White went next and nominated Lynch.
“My decision seems to be a person more qualified than anybody I’ve ever heard of — James Lynch,” White said.
Commissioner Jake Spooner also nominated Cole.
“There’s only a year left on this term and it takes a while to get going,” Spooner said. “There’s a whole laundry list of accomplishments by Ralph (Cole). There’s things in the works that I would like to see come to completion.”
The final nomination from Chappie supported Cole.
“I think we have two incredible candidates and my want and desire is that Jim (Lynch), because he is so incredible on P&Z and with the new members on that board, I want him to mentor and help out there,” Chappie said. “We have some corrections that have to be taken care of, and I want Jim to lead the way and help out.”
As Chappie addressed the gallery with his decision, about half of the 25 attendees — known Lynch supporters —walked out of the meeting.
The commission voted 3-1 to appoint Cole, with White casting the dissenting vote.
“The commission summarily rejected the will of the people,” Bill Vincent, former P&Z member and Ward 4 commission candidate, who lost the election to Chappie in 2016, said. “Elections are supposed to have consequences.”

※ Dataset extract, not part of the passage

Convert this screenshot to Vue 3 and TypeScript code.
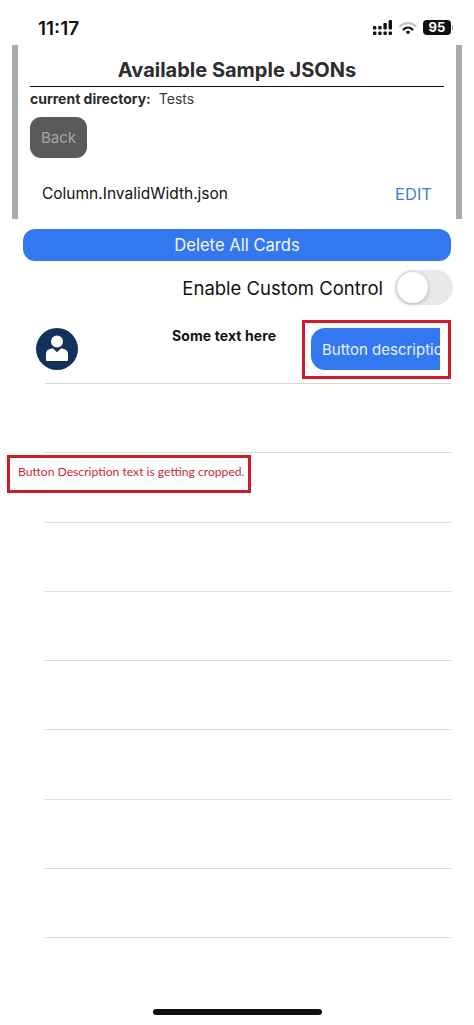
<script setup lang="ts">
const emptyRows: number[] = [1, 2, 3, 4, 5, 6, 7, 8]
</script>

<template>
  <div class="screen">
    <div class="status">
      <span class="time">11:17</span>
      <div class="status-icons">
        <svg class="signal" width="20" height="16" viewBox="0 0 20 16">
          <g fill="#111">
            <rect x="0" y="6" width="3.4" height="3.4" rx="1" />
            <rect x="0" y="11.5" width="3.4" height="3.4" rx="1" />
            <rect x="5.2" y="6" width="3.4" height="3.4" rx="1" />
            <rect x="5.2" y="11.5" width="3.4" height="3.4" rx="1" />
            <rect x="10.4" y="3" width="3.4" height="6.4" rx="1" />
            <rect x="10.4" y="11.5" width="3.4" height="3.4" rx="1" />
            <rect x="15.6" y="0" width="3.4" height="9.4" rx="1" />
            <rect x="15.6" y="11.5" width="3.4" height="3.4" rx="1" />
          </g>
        </svg>
        <svg class="wifi" width="18" height="14" viewBox="0 0 18 14">
          <path d="M1.2 5.2a11.4 11.4 0 0 1 15.6 0" fill="none" stroke="#c4c4c4" stroke-width="2.2" stroke-linecap="round" />
          <path d="M4.6 8.4a6.6 6.6 0 0 1 8.8 0" fill="none" stroke="#111" stroke-width="2.2" stroke-linecap="round" />
          <path d="M6.8 10.9a3.2 3.2 0 0 1 4.4 0L9 13.4z" fill="#111" />
        </svg>
        <div class="battery">95</div>
        <span class="nub"></span>
      </div>
    </div>

    <section class="panel">
      <h1 class="title">Available Sample JSONs</h1>
      <div class="directory">
        <strong>current directory:</strong>
        <span>Tests</span>
      </div>
      <button class="back">Back</button>
      <div class="file-row">
        <span>Column.InvalidWidth.json</span>
        <span class="edit">EDIT</span>
      </div>
    </section>

    <button class="delete">Delete All Cards</button>

    <div class="control">
      <span>Enable Custom Control</span>
      <span class="toggle"><span class="knob"></span></span>
    </div>

    <div class="card-row">
      <svg class="avatar" width="42" height="42" viewBox="0 0 42 42">
        <circle cx="21" cy="21" r="21" fill="#12325c" />
        <circle cx="21" cy="13.500" r="6" fill="#fff" />
        <path d="M10 32v-6q0-4 4-5l2.800-.7 4.200 4 4.200-4 2.800.7q4 1 4 5v6q0 1-1 1h-20q-1 0-1-1z" fill="#fff" />
      </svg>
      <strong class="card-text">Some text here</strong>
      <button class="describe">Button description text</button>
      <span class="mark-button"></span>
    </div>

    <div class="list">
      <div v-for="row in emptyRows" :key="row" class="empty-row"></div>
      <div class="note">Button Description text is getting cropped.</div>
    </div>

    <div class="home"></div>
  </div>
</template>

<style>
html, body {
  margin: 0;
  background: #fff;
}
</style>

<style scoped>
.screen {
  width: 474px;
  height: 1025px;
  overflow: hidden;
  position: relative;
  background: #fff;
  font-family: Inter, "Noto Sans", sans-serif;
  color: #111;
}
.status {
  height: 45px;
  box-sizing: border-box;
  padding: 19px 21px 0 38px;
  display: flex;
  justify-content: space-between;
  align-items: flex-start;
}
.time {
  font-size: 19px;
  line-height: 20px;
  font-weight: 600;
}
.status-icons {
  display: flex;
  align-items: flex-start;
  padding-top: 1px;
}
.signal {
  margin-right: 6px;
}
.wifi {
  margin-right: 6px;
  margin-top: 1px;
}
.battery {
  width: 28px;
  height: 15px;
  border-radius: 4px;
  background: #111;
  color: #fff;
  font-size: 13px;
  line-height: 15px;
  font-weight: 700;
  text-align: center;
}
.nub {
  width: 1px;
  height: 5px;
  margin: 5px 0 0 1px;
  background: #999;
}
.panel {
  height: 174px;
  margin: 0 12px;
  box-sizing: border-box;
  border-left: 6px solid #aaa;
  border-right: 6px solid #aaa;
  padding: 0 12px;
}
.title {
  margin: 0;
  height: 42px;
  box-sizing: border-box;
  padding-top: 12px;
  border-bottom: 1px solid #111;
  font-size: 20px;
  line-height: 26px;
  font-weight: 700;
  text-align: center;
  color: #2d2d2f;
}
.directory {
  display: flex;
  gap: 8px;
  height: 30px;
  padding-top: 3px;
  box-sizing: border-box;
  font-size: 14px;
  line-height: 18px;
  color: #3a3a3c;
}
.directory strong {
  color: #2a2a2c;
}
.back {
  display: block;
  width: 57px;
  height: 41px;
  padding: 0;
  border: 0;
  border-radius: 11px;
  background: #5a5a5a;
  color: #a5a5a5;
  font: 15px Inter, sans-serif;
}
.file-row {
  display: flex;
  justify-content: space-between;
  margin-top: 25px;
  padding: 0 12px;
  font-size: 15.500px;
  line-height: 22px;
}
.edit {
  font-size: 16.500px;
  color: #3f7fd8;
}
.delete {
  display: block;
  width: 428px;
  height: 32px;
  margin: 10px 0 0 23px;
  padding: 0;
  border: 0;
  border-radius: 12px;
  background: #3478f0;
  color: #f2f6ff;
  font: 16.600px Inter, sans-serif;
}
.control {
  display: flex;
  justify-content: flex-end;
  align-items: center;
  gap: 12px;
  height: 35px;
  margin-top: 9px;
  padding-right: 21px;
  font-size: 18.500px;
}
.toggle {
  width: 58px;
  height: 35px;
  box-sizing: border-box;
  padding: 2px;
  border-radius: 18px;
  background: #e9e9eb;
}
.knob {
  display: block;
  width: 31px;
  height: 31px;
  border-radius: 50%;
  background: #fff;
  box-shadow: 0 1px 4px rgba(0, 0, 0, 0.25);
}
.card-row {
  position: relative;
  height: 79px;
  margin: 0 23px 0 45px;
  border-bottom: 1px solid #d9d9dd;
  box-sizing: border-box;
}
.avatar {
  position: absolute;
  left: -9px;
  top: 23px;
}
.card-text {
  position: absolute;
  left: 127px;
  top: 22px;
  font-size: 14px;
  letter-spacing: 0.1px;
  line-height: 18px;
  color: #111;
}
.describe {
  position: absolute;
  left: 266px;
  top: 23px;
  width: 129px;
  height: 42px;
  padding: 0 0 0 11px;
  border: 0;
  border-radius: 14px 0 0 14px;
  background: #3478f0;
  color: #e8f0ff;
  font: 15px Inter, sans-serif;
  text-align: left;
  white-space: nowrap;
  overflow: hidden;
}
.mark-button {
  position: absolute;
  left: 257px;
  top: 15px;
  width: 149px;
  height: 59px;
  box-sizing: border-box;
  border: 3px solid #d01c2a;
}
.list {
  position: relative;
}
.empty-row {
  height: 69.250px;
  margin: 0 23px 0 45px;
  border-bottom: 1px solid #dedee2;
  box-sizing: border-box;
}
.note {
  position: absolute;
  left: 7px;
  top: 71px;
  width: 244px;
  height: 38px;
  box-sizing: border-box;
  border: 3px solid #d01c2a;
  background: #fff;
  padding-left: 8px;
  font-family: Lato, "Open Sans", sans-serif;
  font-size: 12.150px;
  line-height: 28px;
  color: #c8283c;
  white-space: nowrap;
}
.home {
  position: absolute;
  left: 153px;
  bottom: 10px;
  width: 169px;
  height: 6px;
  border-radius: 3px;
  background: #111;
}
</style>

Vincent applied for the appointment, but then withdrew his application before the Dec. 6 meeting, saying he wasn’t comfortable being appointed to an elected position.
“The commission does not want ‘change,’” Vincent said. “They just re-established the same philosophy of the previous year.”
Vincent criticized the lack of discussion on the dais.
“Commissioner Maro basically said (Cole) is a nice guy and works hard. Commissioner Spooner said a year was not enough time to get up to speed,” Vincent said. “Mayor Chappie’s rationale — that he is qualified but would rather have him on P&Z to ‘clean up the mess there’ is a rather interesting one for rejecting him as commissioner.”
According to Vincent, Lynch’s qualifications “far outweighed” Cole’s, and the people who spoke at the meeting made their choice clear.
“The citizens made their determination on what they wanted,” Vincent said. “But, it was rejected. Business as usual.”